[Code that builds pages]

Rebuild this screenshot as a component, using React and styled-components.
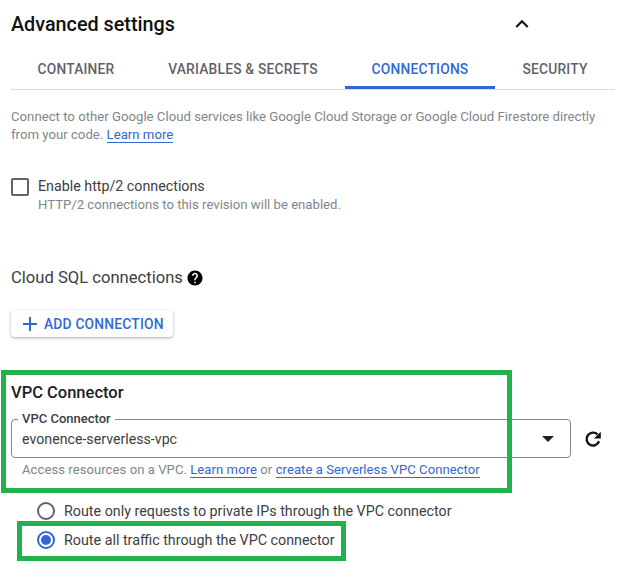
import React from "react";
import styled, { createGlobalStyle } from "styled-components";

const Global = createGlobalStyle`
  html, body { margin: 0; padding: 0; background: #fff; }
  body { font-family: Roboto, "Liberation Sans", sans-serif; color: #202124; }
  a { color: #3367d6; text-decoration: none; border-bottom: 1px solid #3367d6; }
`;
const Page = styled.div`
  position: relative;
  width: 634px;
  height: 573px;
  overflow: hidden;
  padding: 12px 0 0 11px;
  box-sizing: border-box;
`;
const Header = styled.div`
  display: flex;
  align-items: center;
  justify-content: space-between;
  width: 524px;
  height: 24px;
`;
const Title = styled.h2`
  margin: 0;
  font-size: 19.8px;
  font-weight: 500;
  color: #111;
`;
const Tabs = styled.div`
  display: flex;
  width: 604px;
  height: 48px;
  margin-top: 5px;
  border-bottom: 1px solid #dadce0;
  box-sizing: content-box;
`;
const Tab = styled.div`
  display: flex;
  align-items: center;
  justify-content: center;
  width: ${p => p.$w}px;
  height: 48px;
  padding-top: 7px;
  box-sizing: border-box;
  font-size: 13.8px;
  font-weight: 500;
  letter-spacing: 0.2px;
  color: ${p => (p.$active ? "#3367d6" : "#5f6368")};
  box-shadow: ${p => (p.$active ? "inset 0 -3px 0 #3367d6" : "none")};
`;
const Intro = styled.p`
  margin: 18px 0 0;
  width: 604px;
  font-size: 13.2px;
  line-height: 18px;
  color: #80868b;
`;
const CheckRow = styled.label`
  display: flex;
  gap: 9px;
  margin-top: 33px;
`;
const Box = styled.span`
  width: 14px;
  height: 14px;
  margin-top: 1px;
  border: 2px solid #5f6368;
  border-radius: 2px;
  flex: none;
`;
const CheckText = styled.div`
  font-size: 14.25px;
  line-height: 19px;
  color: #3c4043;
`;
const Hint = styled.div`
  font-size: 13.15px;
  line-height: 17px;
  color: #80868b;
`;
const SqlHead = styled.div`
  display: flex;
  align-items: center;
  gap: 3px;
  margin-top: 55px;
  font-size: 16.6px;
  line-height: 20px;
  color: #3c4043;
`;
const AddButton = styled.button`
  display: flex;
  align-items: center;
  gap: 6px;
  margin-top: 22px;
  height: 27px;
  width: 162px;
  padding: 0 0 0 11px;
  border: none;
  border-radius: 4px;
  background: #fff;
  box-shadow: 0 1px 3px rgba(60, 64, 67, 0.45);
  font: 500 13.8px Roboto, sans-serif;
  letter-spacing: 0.2px;
  color: #3367d6;
`;
const SectionTitle = styled.h3`
  margin: 46px 0 0;
  font-size: 16.5px;
  line-height: 20px;
  font-weight: 500;
  color: #202124;
`;
const SelectRow = styled.div`
  display: flex;
  align-items: center;
  gap: 11px;
  margin-top: 16px;
`;
const Field = styled.div`
  position: relative;
  display: flex;
  align-items: center;
  justify-content: space-between;
  width: 560px;
  height: 39px;
  box-sizing: border-box;
  padding: 0 16px 0 10px;
  border: 1px solid #80868b;
  border-radius: 4px;
  font-size: 14.2px;
  color: #3c4043;
`;
const Legend = styled.span`
  position: absolute;
  left: 6px;
  top: -8px;
  padding: 0 4px;
  background: #fff;
  font-size: 13px;
  line-height: 14px;
  font-weight: 500;
  color: #3c4043;
`;
const Caret = styled.span`
  width: 0;
  height: 0;
  border-left: 6px solid transparent;
  border-right: 6px solid transparent;
  border-top: 6px solid #202124;
`;
const Helper = styled.div`
  margin: 3px 0 0 11px;
  font-size: 13.1px;
  line-height: 18px;
  color: #80868b;
  letter-spacing: 0.05px;
`;
const Radios = styled.div`
  display: flex;
  flex-direction: column;
  gap: 9px;
  margin: 22px 0 0 26px;
`;
const RadioRow = styled.label`
  display: flex;
  align-items: center;
  gap: 9px;
  height: 20px;
  font-size: 14.3px;
  color: #3c4043;
`;
const Radio = styled.span`
  display: flex;
  align-items: center;
  justify-content: center;
  width: 18px;
  height: 18px;
  box-sizing: border-box;
  border-radius: 50%;
  border: 2px solid ${p => (p.$on ? "#3367d6" : "#5f6368")};
  &::after {
    content: "";
    display: ${p => (p.$on ? "block" : "none")};
    width: 10px;
    height: 10px;
    border-radius: 50%;
    background: #3367d6;
  }
`;
const Highlight = styled.div`
  position: absolute;
  box-sizing: border-box;
  border: ${p => p.$b}px solid #22b14c;
  left: ${p => p.$x}px;
  top: ${p => p.$y}px;
  width: ${p => p.$w}px;
  height: ${p => p.$h}px;
  pointer-events: none;
`;

export default function App() {
  return (
    <Page>
      <Global />
      <Header>
        <Title>Advanced settings</Title>
        <svg width="26" height="26" viewBox="0 0 24 24" fill="#111">
          <path d="M12 8l-6 6 1.41 1.41L12 10.83l4.59 4.58L18 14z" />
        </svg>
      </Header>
      <Tabs>
        <Tab $w={130}>CONTAINER</Tab>
        <Tab $w={204}>VARIABLES &amp; SECRETS</Tab>
        <Tab $w={150} $active>CONNECTIONS</Tab>
        <Tab $w={120}>SECURITY</Tab>
      </Tabs>
      <Intro>
        Connect to other Google Cloud services like Google Cloud Storage or Google Cloud Firestore directly
        from your code. <a>Learn more</a>
      </Intro>
      <CheckRow>
        <Box />
        <div>
          <CheckText>Enable http/2 connections</CheckText>
          <Hint>HTTP/2 connections to this revision will be enabled.</Hint>
        </div>
      </CheckRow>
      <SqlHead>
        Cloud SQL connections
        <svg width="18" height="18" viewBox="0 0 24 24" fill="#000">
          <path d="M12 2C6.48 2 2 6.48 2 12s4.48 10 10 10 10-4.48 10-10S17.52 2 12 2zm1 17h-2v-2h2v2zm2.07-7.75l-.9.92C13.45 12.9 13 13.5 13 15h-2v-.5c0-1.1.45-2.1 1.17-2.83l1.24-1.26c.37-.36.59-.86.59-1.41 0-1.1-.9-2-2-2s-2 .9-2 2H8c0-2.21 1.79-4 4-4s4 1.79 4 4c0 .88-.36 1.68-.93 2.25z" />
        </svg>
      </SqlHead>
      <AddButton>
        <svg width="16" height="16" viewBox="0 0 16 16" fill="#3367d6">
          <path d="M7 1h2v6h6v2H9v6H7V9H1V7h6z" />
        </svg>
        ADD CONNECTION
      </AddButton>
      <SectionTitle>VPC Connector</SectionTitle>
      <SelectRow>
        <Field>
          <Legend>VPC Connector</Legend>
          evonence-serverless-vpc
          <Caret />
        </Field>
        <svg width="22" height="22" viewBox="0 0 24 24" fill="none" stroke="#111" strokeWidth="2.6">
          <path d="M18.6 14.5A7 7 0 1 1 16.9 7" />
          <path d="M20.5 4v7.5H13z" fill="#111" stroke="none" />
        </svg>
      </SelectRow>
      <Helper>
        Access resources on a VPC. <a>Learn more</a> or <a>create a Serverless VPC Connector</a>
      </Helper>
      <Radios>
        <RadioRow><Radio />Route only requests to private IPs through the VPC connector</RadioRow>
        <RadioRow><Radio $on />Route all traffic through the VPC connector</RadioRow>
      </Radios>
      <Highlight $b={5} $x={1} $y={370} $w={511} $h={123} />
      <Highlight $b={5} $x={17} $y={521} $w={329} $h={40} />
    </Page>
  );
}
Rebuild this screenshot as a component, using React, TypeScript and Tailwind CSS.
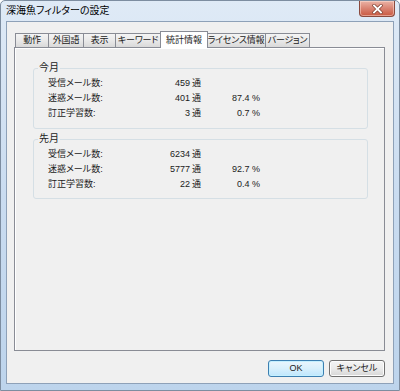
const tabs = [
  { label: "動作", w: "w-[34px]" },
  { label: "外国語", w: "w-[36px]" },
  { label: "表示", w: "w-[33px]" },
  { label: "キーワード", w: "w-[46px]" },
  { label: "統計情報", w: "w-[48px]", active: true },
  { label: "ライセンス情報", w: "w-[60px]" },
  { label: "バージョン", w: "w-[45px]" },
];

const groups = [
  {
    title: "今月",
    h: "h-[61px]",
    rows: [
      { label: "受信メール数:", count: "459", pct: "" },
      { label: "迷惑メール数:", count: "401", pct: "87.4 %" },
      { label: "訂正学習数:", count: "3", pct: "0.7 %" },
    ],
  },
  {
    title: "先月",
    h: "h-[60px]",
    rows: [
      { label: "受信メール数:", count: "6234", pct: "" },
      { label: "迷惑メール数:", count: "5777", pct: "92.7 %" },
      { label: "訂正学習数:", count: "22", pct: "0.4 %" },
    ],
  },
];

function CloseButton() {
  return (
    <div className="mr-[4px] w-[36px] h-[16px] rounded-b-[4px] border border-t-0 border-[#8a4a3e] bg-gradient-to-b from-[#eab3a6] via-[#d98372] to-[#c85840] flex items-center justify-center shadow-[inset_0_0_0_1px_rgba(255,225,215,0.5)]">
      <svg width="11" height="10" viewBox="0 0 11 10">
        <path d="M2 1.5 L9 8.5 M9 1.5 L2 8.5" stroke="#7a3a2c" strokeWidth="3.2" strokeLinecap="square" />
        <path d="M2 1.5 L9 8.5 M9 1.5 L2 8.5" stroke="#ffffff" strokeWidth="1.9" strokeLinecap="square" />
      </svg>
    </div>
  );
}

export default function App() {
  return (
    <div className="w-[400px] h-[391px] flex flex-col border border-[#7d8da0] rounded-t-[5px] overflow-hidden bg-gradient-to-b from-[#dfeaf6] via-[#cadcf0] to-[#bdd4ec] text-[#1b1b1b] font-['Liberation_Sans','Noto_Sans_CJK_JP',sans-serif] [font-feature-settings:'palt']">
      {/* title bar */}
      <div className="h-[20px] flex items-start justify-between">
        <span className="pl-[5px] pt-[4px] text-[10px] leading-[12px] text-black">深海魚フィルターの設定</span>
        <CloseButton />
      </div>

      {/* client area */}
      <div className="flex-1 mx-[5px] mb-[6px] border border-[#8ea1b8] bg-[#f0f0f0] flex flex-col text-[9px]">
        {/* tab strip */}
        <div className="pt-[9px] pl-[8px] flex items-end h-[25px] whitespace-nowrap">
          {tabs.map((t) =>
            t.active ? (
              <div
                key={t.label}
                className={`${t.w} -mx-[1px] h-[17px] -mb-px relative z-10 border border-b-0 border-[#898c95] bg-white flex items-center justify-center leading-none`}
              >
                {t.label}
              </div>
            ) : (
              <div
                key={t.label}
                className={`${t.w} h-[14px] -ml-px first:ml-0 border border-b-0 border-[#898c95] bg-gradient-to-b from-[#f4f4f4] via-[#e9e9e9] to-[#d9d9d9] flex items-center justify-center leading-none tracking-[-0.2px]`}
              >
                {t.label}
              </div>
            )
          )}
        </div>

        {/* tab page */}
        <div className="ml-[7px] w-[371px] h-[304px] border border-[#898c95] bg-[#f0f0f0] shadow-[inset_1px_1px_0_#ffffff]">
          <div className="pt-[20px] pl-[18px] flex flex-col gap-[10px]">
            {groups.map((g) => (
              <div
                key={g.title}
                className={`relative w-[335px] ${g.h} border border-[#d5dfe5] rounded-[3px] pt-[7px] pl-[14px]`}
              >
                <span className="absolute left-[4px] -top-[7px] px-[1px] bg-[#f0f0f0] text-[10px] leading-[12px]">
                  {g.title}
                </span>
                {g.rows.map((r) => (
                  <div key={r.label} className="h-[15px] flex items-center leading-none">
                    <div className="w-[142px] flex justify-between">
                      <span>{r.label}</span>
                      <span>{r.count}</span>
                    </div>
                    <span className="ml-[2px] w-[9px]">通</span>
                    <span className="w-[59px] text-right">{r.pct}</span>
                  </div>
                ))}
              </div>
            ))}
          </div>
        </div>

        {/* buttons */}
        <div className="mt-[9px] pr-[8px] flex justify-end gap-[5px]">
          <button className="w-[56px] h-[17px] rounded-[3px] border border-[#3c7fb1] bg-gradient-to-b from-[#eaf6fd] via-[#d9f0fc] to-[#bee6fd] shadow-[inset_0_0_0_1px_#c5f0ff] text-[9px] leading-none">
            OK
          </button>
          <button className="w-[56px] h-[17px] rounded-[3px] border border-[#707070] bg-gradient-to-b from-[#f4f4f4] via-[#ebebeb] to-[#d6d6d6] shadow-[inset_0_0_0_1px_#fcfcfc] text-[9px] leading-none">
            キャンセル
          </button>
        </div>
      </div>
    </div>
  );
}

**REQUIREMENTS**
Scan the listing above and identify each line holding the string "components"; copy every such line.

**FINAL RESULT**
Rebuild this screenshot as a component, using React and styled-components.
import styled, { createGlobalStyle } from "styled-components";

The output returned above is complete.